Detectives suspect the killing of Rita Waeni Muendo was part of ongoing occultism in the country (Star, January 24, p.20). Occultism is one of the leading causes of murder in the country. Yet not a single authoritative source was cited in this story to back up this eye-popping allegation. What’s “occultism”, anyway? Facts are sacred.

All these while OKA principals – Mr Mudavadi (ANC), Kalonzo Musyoka (Wiper), Gideon Moi (Kanu) and Moses Wetang’ula (Ford Kenya) were involved in a series of boardroom meetings, including hiring a survey firm to engage their popularity in settling for a presidential candidate (Nation, January 24, p.4). To “engage” or “gauge” their popularity?

A postmortem on the head recovered from a dam in Kiambaa area which was scheduled for yesterday has been postponed to a later date (Standard, January 24, p.16). Once you say “postponed”, you don’t need “to a later date.” State the date if you have it.

The government has launched a search for all the 48,000 students who scored grade E in the 2023 Kenya Certificate of Secondary Education examinations so that they can transit to vocational and training institutions (Nation, January 25, p.2). Launched what “search”? Gava has full details of these youths in the Kenya National Examinations Council databases, no?

This is the cry for justice of millions of aging Kenyans – who worked in the civil service – waiting for pension payments running into billions of shillings (People Daily, January 25, p.4).

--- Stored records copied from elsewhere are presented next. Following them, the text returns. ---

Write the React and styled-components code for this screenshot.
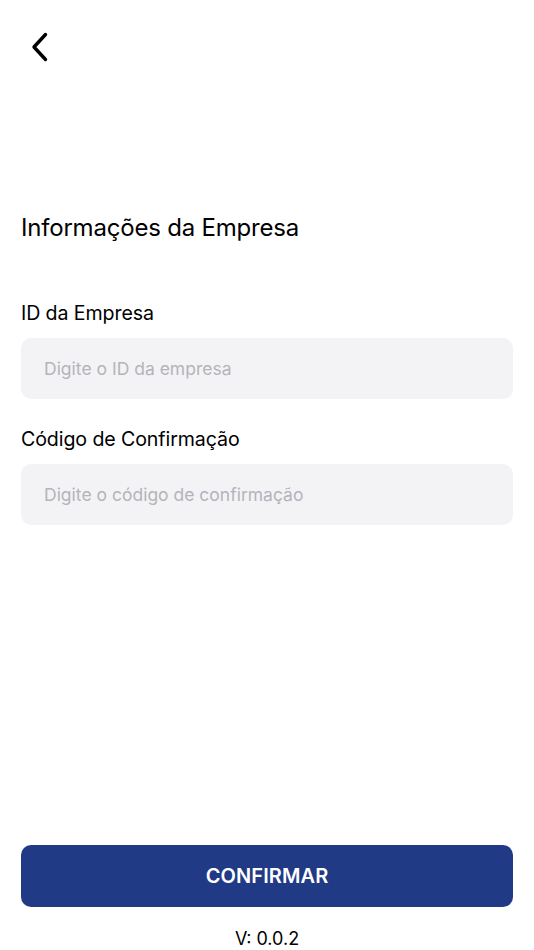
import styled, { createGlobalStyle } from "styled-components";

const Global = createGlobalStyle`
  * { box-sizing: border-box; }
  body {
    margin: 0;
    background: #ffffff;
    font-family: Inter, "Noto Sans", "Liberation Sans", sans-serif;
    color: #000000;
  }
`;

const Screen = styled.div`
  height: 950px;
  display: flex;
  flex-direction: column;
  padding: 0 21px;
`;

const TopBar = styled.div`
  height: 92px;
  display: flex;
  align-items: flex-start;
  padding-top: 31px;
`;

const BackButton = styled.button`
  border: none;
  background: none;
  padding: 0;
  margin-left: 4px;
  width: 30px;
  height: 32px;
  display: flex;
  align-items: center;
  justify-content: center;
  cursor: pointer;
`;

const Title = styled.h1`
  margin: 118px 0 0;
  font-size: 24px;
  font-weight: 400;
  line-height: 36px;
  letter-spacing: -0.2px;
`;

const Form = styled.div`
  margin-top: 55px;
  display: flex;
  flex-direction: column;
`;

const Label = styled.label`
  font-size: 19.6px;
  line-height: 24px;
  letter-spacing: -0.1px;
  margin-top: ${(p) => (p.$first ? "0" : "28px")};
  margin-bottom: 13px;
`;

const Input = styled.input`
  height: 61px;
  width: 100%;
  border: none;
  outline: none;
  border-radius: 10px;
  background: #f3f3f6;
  padding: 0 23px;
  font-family: inherit;
  font-size: 17.5px;
  color: #000;
  &::placeholder {
    color: #b4b4ba;
  }
`;

const Spacer = styled.div`
  flex: 1;
`;

const Footer = styled.div`
  display: flex;
  flex-direction: column;
  align-items: center;
`;

const PrimaryButton = styled.button`
  width: 100%;
  height: 62px;
  border: none;
  border-radius: 10px;
  background: #213a85;
  color: #ffffff;
  font-family: inherit;
  font-size: 20px;
  font-weight: 600;
  letter-spacing: 0.1px;
  cursor: pointer;
`;

const Version = styled.div`
  margin-top: 21px;
  font-size: 18px;
  line-height: 22px;
`;

export default function App() {
  return (
    <>
      <Global />
      <Screen>
        <TopBar>
          <BackButton aria-label="Voltar">
            <svg width="18" height="30" viewBox="0 0 18 30" fill="none">
              <path
                d="M14.5 2.5 L3 15 L14.5 27.5"
                stroke="#000"
                strokeWidth="3.4"
                strokeLinecap="round"
                strokeLinejoin="round"
              />
            </svg>
          </BackButton>
        </TopBar>
        <Title>Informações da Empresa</Title>
        <Form>
          <Label $first>ID da Empresa</Label>
          <Input placeholder="Digite o ID da empresa" />
          <Label>Código de Confirmação</Label>
          <Input placeholder="Digite o código de confirmação" />
        </Form>
        <Spacer />
        <Footer>
          <PrimaryButton>CONFIRMAR</PrimaryButton>
          <Version>V: 0.0.2</Version>
        </Footer>
      </Screen>
    </>
  );
}
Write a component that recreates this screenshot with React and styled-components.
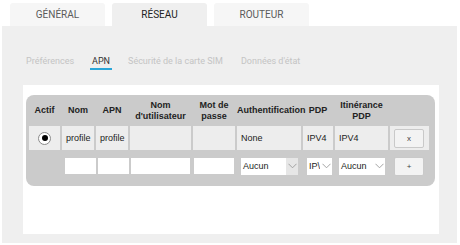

We don’t have “millions of aging Kenyans who worked in the civil service”. Retirement age is 60 years, and the total number of Kenyans in that age bracket – leave alone those who worked in the civil service – was 869,338 last year, according to the Kenya National Bureau of Statistics.

The [Cotu] report to be tabled today during a meeting of affiliated secretary generals also cites the dwindling international trade, ballooning public debt, runaway corruption and high levels of taxation as other reasons sinking Kenyans to depression (Standard, January 24, p.11). The plural of secretary general (of trade unions, etcetera) is secretaries general, not “general secretaries”.

Raila succession: Joho, Oparanya axis emerge (Star, January 24, p.1). Bad grammar. Axis is singular, so the verb it qualifies must be plural, “emerges”. If Joho and Oparanya are leading two separate blocs, then the noun must be plural, “axes”, and the verb singular, “emerge”. Awitugeza?

In his bid to once more throw his political hat into the ring, Kalonzo has changed tack and is not only aggressive but also politically combative (Star, January 23, p.8). Aggressive and combative are synonyms, buana. The construction “not only…but also” signals an additional point, not repetition of the previous one.

The one time presidential candidate under the ODM Kenya banner in 2008 has now decided to take the Kenya Kwanza administration head-on. Which election was Kalonzo contesting in 2008?

A majority of Kenyans, at 73 per cent, are either in financial distress or struggling to make ends meet (Standard, January 23, p.2). Nah. This is not an either/or situation. If they are in financial distress, it means (logically) they are struggling to make ends meet, si ndio?